The researchers also found that pain upped the activity of neurons in a region called the rostromedial tegmental nucleus. Those neurons release a substance called GABA (Gamma-aminobutyric acid) onto the dopamine neurons from the ventral tegmental area. As the brain’s primary inhibitory neurotransmitter, GABA tamps down activity in those neurons. The increased GABA levels in rats experiencing pain decreased the activity of dopamine neurons, which was correlated with decreases in motivation for natural rewards.
“It’s like hitting the brakes in a car,” said Moron-Concepcion, also a professor of neuroscience and of psychiatry. “Dopamine is associated with positive emotions, so the GABA from other neurons normally keep dopamine levels under control; but when there is pain, those dopamine levels can get too low.”
In rats, a key result of such changes in brain chemical levels was less reward-seeking behavior. When observed 48 hours after starting to experience lingering pain, the rats were less likely than rats that were not experiencing pain to press a lever that would provide a natural reward (in this case a sugar tablet).
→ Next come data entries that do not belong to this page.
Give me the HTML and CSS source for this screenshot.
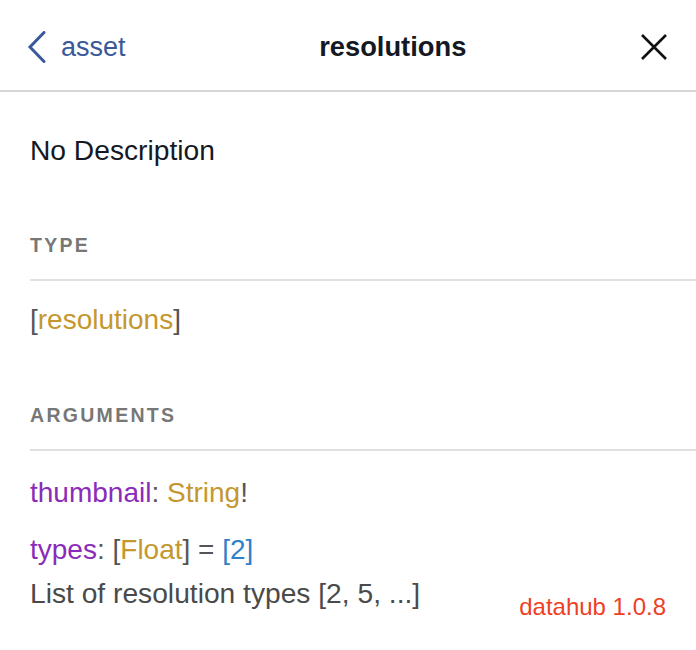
FILE: index.html
```html
<!DOCTYPE html>
<html>
<head>
<meta charset="utf-8">
<link rel="stylesheet" href="styles.css">
</head>
<body>
<div class="explorer">
  <header class="bar">
    <a class="back">
      <svg class="chev" width="20" height="32" viewBox="0 0 20 32"><path d="M17 1.5 L3 16 L17 30.5" fill="none" stroke="#3b5998" stroke-width="3" stroke-linecap="round" stroke-linejoin="miter"/></svg>
      <span class="back-label">asset</span>
    </a>
    <div class="title">resolutions</div>
    <div class="close">
      <svg width="28" height="28" viewBox="0 0 28 28"><path d="M2 2 L26 26 M26 2 L2 26" fill="none" stroke="#111" stroke-width="2.6"/></svg>
    </div>
  </header>
  <main class="contents">
    <p class="desc">No Description</p>
    <section class="category">
      <div class="cat-title">TYPE</div>
      <div class="item"><span class="punct">[</span><span class="type-name">resolutions</span><span class="punct">]</span></div>
    </section>
    <section class="category">
      <div class="cat-title">ARGUMENTS</div>
      <div class="item arg"><span class="arg-name">thumbnail</span><span class="punct">: </span><span class="type-name">String</span><span class="punct">!</span></div>
      <div class="item arg second"><span class="arg-name">types</span><span class="punct">: [</span><span class="type-name">Float</span><span class="punct">] = </span><span class="default">[2]</span></div>
      <div class="arg-desc">List of resolution types [2, 5, ...]</div>
    </section>
  </main>
  <div class="version">datahub 1.0.8</div>
</div>
</body>
</html>
```
FILE: styles.css
```css
html, body {
  margin: 0;
  padding: 0;
  background: #fff;
}
body {
  font-family: "Liberation Sans", Arial, sans-serif;
  color: #141823;
}
.explorer {
  position: relative;
  width: 696px;
  height: 650px;
  overflow: hidden;
}
.bar {
  height: 86px;
  padding: 4px 28px 0 27px;
  border-bottom: 2px solid #d6d6d6;
  display: flex;
  align-items: center;
}
.back {
  display: flex;
  align-items: center;
  color: #3b5998;
  font-size: 27px;
  text-decoration: none;
}
.chev {
  display: block;
  margin-right: 14px;
}
.back-label {
  line-height: 32px;
}
.title {
  flex: 1;
  text-align: center;
  font-size: 27.3px;
  font-weight: bold;
  padding-left: 20px;
  color: #141823;
}
.close svg {
  display: block;
}
.contents {
  padding: 0 0 0 30px;
}
.desc {
  margin: 39px 0 0;
  font-size: 28.2px;
  line-height: 38px;
}
.category {
  margin-top: 64px;
}
.cat-title {
  font-size: 19.5px;
  font-weight: bold;
  letter-spacing: 2.3px;
  color: #777;
  line-height: 24px;
  padding-bottom: 22px;
  border-bottom: 2px solid #e0e0e0;
}
.item {
  margin-top: 20px;
  font-size: 28px;
  line-height: 38px;
}
.item.arg {
  margin-top: 23px;
}
.item.arg.second {
  margin-top: 19px;
}
.arg-desc {
  margin-top: 5px;
  font-size: 28.2px;
  line-height: 38px;
  color: #4a4a4a;
}
.punct {
  color: #555;
}
.type-name {
  color: #c4982e;
}
.arg-name {
  color: #8b2bb9;
}
.default {
  color: #2f7fcb;
}
.version {
  position: absolute;
  right: 30px;
  top: 593px;
  font-size: 24px;
  line-height: 28px;
  color: #ee3f25;
}
```
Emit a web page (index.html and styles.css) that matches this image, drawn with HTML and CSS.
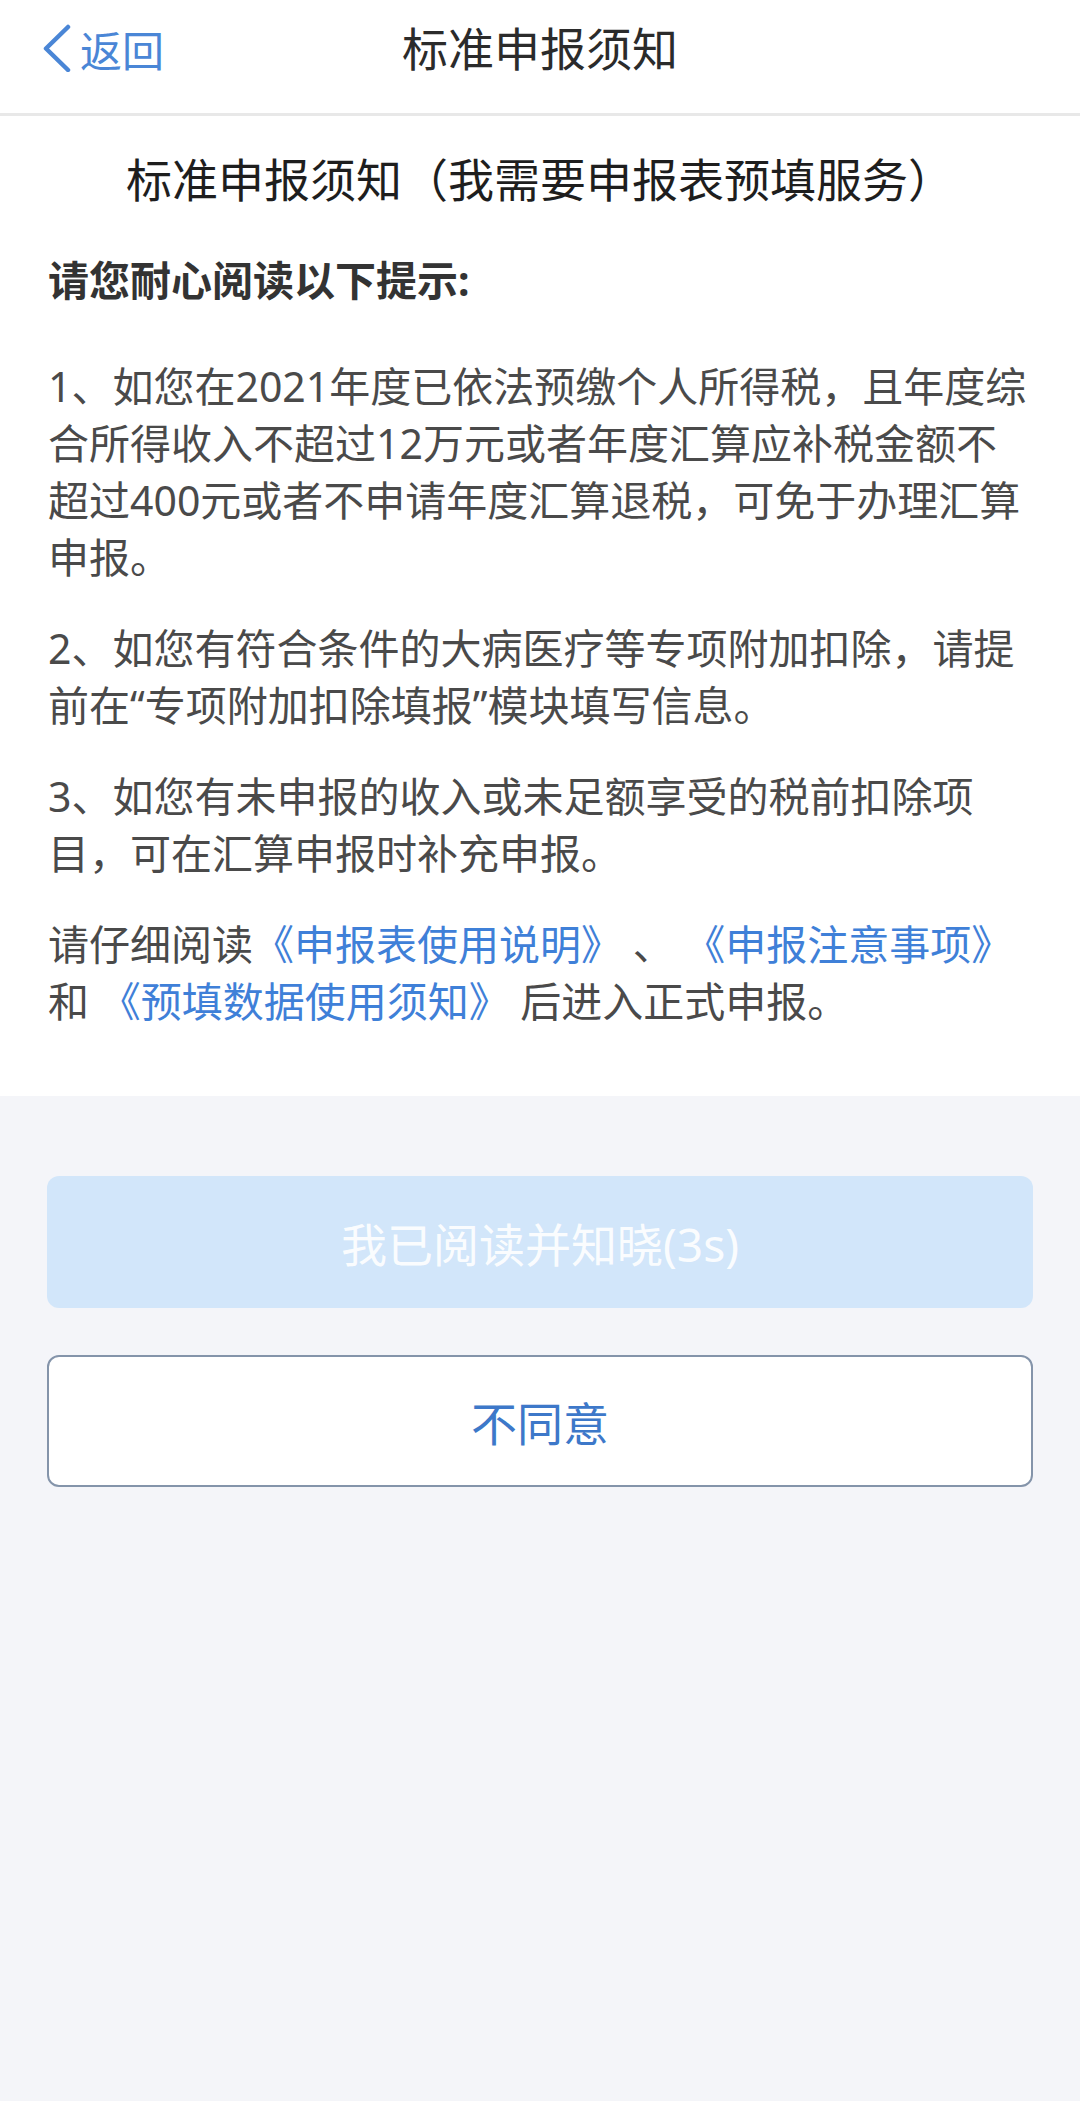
FILE: index.html
```html
<!DOCTYPE html>
<html lang="zh-CN">

<head>
    <meta charset="UTF-8">
    <meta name="viewport" content="width=device-width, initial-scale=1.0">
    <title>标准申报须知</title>
    <link rel="stylesheet" href="styles.css">
</head>

<body>
    <div class="nav">
        <a class="back" href="#">
            <svg class="back-icon" width="30" height="48" viewBox="0 0 30 48">
                <polyline points="26,3 4,24.5 26,46" fill="none" stroke="#4a86d6" stroke-width="4.5"
                    stroke-linecap="round" stroke-linejoin="round" />
            </svg>
            <span>返回</span>
        </a>
        <div class="nav-title">标准申报须知</div>
    </div>

    <div class="notice">
        <h1 class="notice-title">标准申报须知（我需要申报表预填服务）</h1>
        <h2 class="notice-head">请您耐心阅读以下提示:</h2>
        <p>1、如您在2021年度已依法预缴个人所得税，且年度综合所得收入不超过12万元或者年度汇算应补税金额不超过400元或者不申请年度汇算退税，可免于办理汇算申报。</p>
        <p>2、如您有符合条件的大病医疗等专项附加扣除，请提前在“专项附加扣除填报”模块填写信息。</p>
        <p>3、如您有未申报的收入或未足额享受的税前扣除项目，可在汇算申报时补充申报。</p>
        <p>请仔细阅读<a href="#">《申报表使用说明》</a> 、 <a href="#">《申报注意事项》</a> 和 <a href="#">《预填数据使用须知》</a> 后进入正式申报。</p>
    </div>

    <div class="actions">
        <button type="button" class="btn btn-primary" disabled>我已阅读并知晓(3s)</button>
        <button type="button" class="btn btn-plain">不同意</button>
    </div>
</body>

</html>
```

FILE: styles.css
```css
body {
    background-color: #f4f5f9;
    color: #4a4a4a;
    font-family: "Noto Sans", "Noto Sans CJK SC", sans-serif;
    margin: 0;
    padding: 0;
    min-height: 2101px;
}

.nav {
    position: relative;
    height: 113px;
    background-color: #fff;
    border-bottom: 3px solid #e8e8e8;
    box-sizing: content-box;
}

.back {
    position: absolute;
    left: 42px;
    top: 14px;
    height: 68px;
    display: flex;
    align-items: center;
    gap: 8px;
    color: #4a86d6;
    text-decoration: none;
    font-size: 42px;
}

.back-icon {
    display: block;
}

.nav-title {
    padding-top: 14px;
    line-height: 68px;
    text-align: center;
    font-size: 46px;
    color: #2b2b2b;
}

.notice {
    background-color: #fff;
    padding: 29px 48px 66px;
}

.notice-title {
    margin: 0;
    font-size: 46px;
    font-weight: normal;
    line-height: 68px;
    text-align: center;
    color: #1e1e1e;
}

.notice-head {
    margin: 39px 0 50px;
    font-size: 41px;
    font-weight: bold;
    line-height: 56px;
    color: #333;
}

.notice p {
    margin: 0 0 34px;
    font-size: 41px;
    line-height: 57px;
}

.notice p:last-child {
    margin-bottom: 0;
}

.notice a {
    color: #3f80d8;
    text-decoration: none;
}

.actions {
    padding: 80px 47px 0;
    display: flex;
    flex-direction: column;
    gap: 47px;
}

.btn {
    height: 132px;
    border-radius: 12px;
    font-family: inherit;
    font-size: 46px;
    cursor: pointer;
}

.btn-primary {
    background-color: #d2e6fa;
    border: none;
    color: rgba(255, 255, 255, 0.92);
}

.btn-plain {
    background-color: #fff;
    border: 2px solid #8494aa;
    color: #3d78c9;
}
```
“When the animals feel pain, the brain circuit involving dopamine and GABA becomes dysregulated,” said first author Tamara Markovic, a neuroscience graduate student in Moron-Concepcion’s lab. “We correlated lower levels of dopamine neuron activity with less natural reward seeking. The animals became less interested in pushing the lever to get the sucrose tablet, which is something they normally would do if they were not experiencing the lingering effects of pain.”
But when the researchers inhibited the pathway by which GABA-producing neurons interfered with dopamine neurons, the rats began to seek rewards at levels similar to rats that are not in pain. By reactivating dopamine production, the researchers essentially were able to reinstate the rodents’ motivation to get the reward, despite any lingering pain sensations.
“We’ve known for years that low dopamine levels are associated with apathy and loss of motivation,” Creed said. “The loss of goal-oriented behavior in these animals looks similar to the loss of motivation many people with chronic pain report. Our work to identify how these brain regions affect one another and cause loss of motivation could provide new targets for treating the emotional component of pain.”
The researchers believe the emotional and behavioral changes that accompany pain may be just as important to quality of life as physical pain signals that are transmitted through the peripheral nerves to the spinal cord and brain.
“An individual’s experience of pain involves much more than only the pain signal itself,” said Creed. “Pain can induce anxiety, depression, anhedonia and other behaviors. The mental and behavioral changes associated with pain are just as real as the physical sensations, and unless we understand how these things work together, we cannot truly provide people with pain relief.”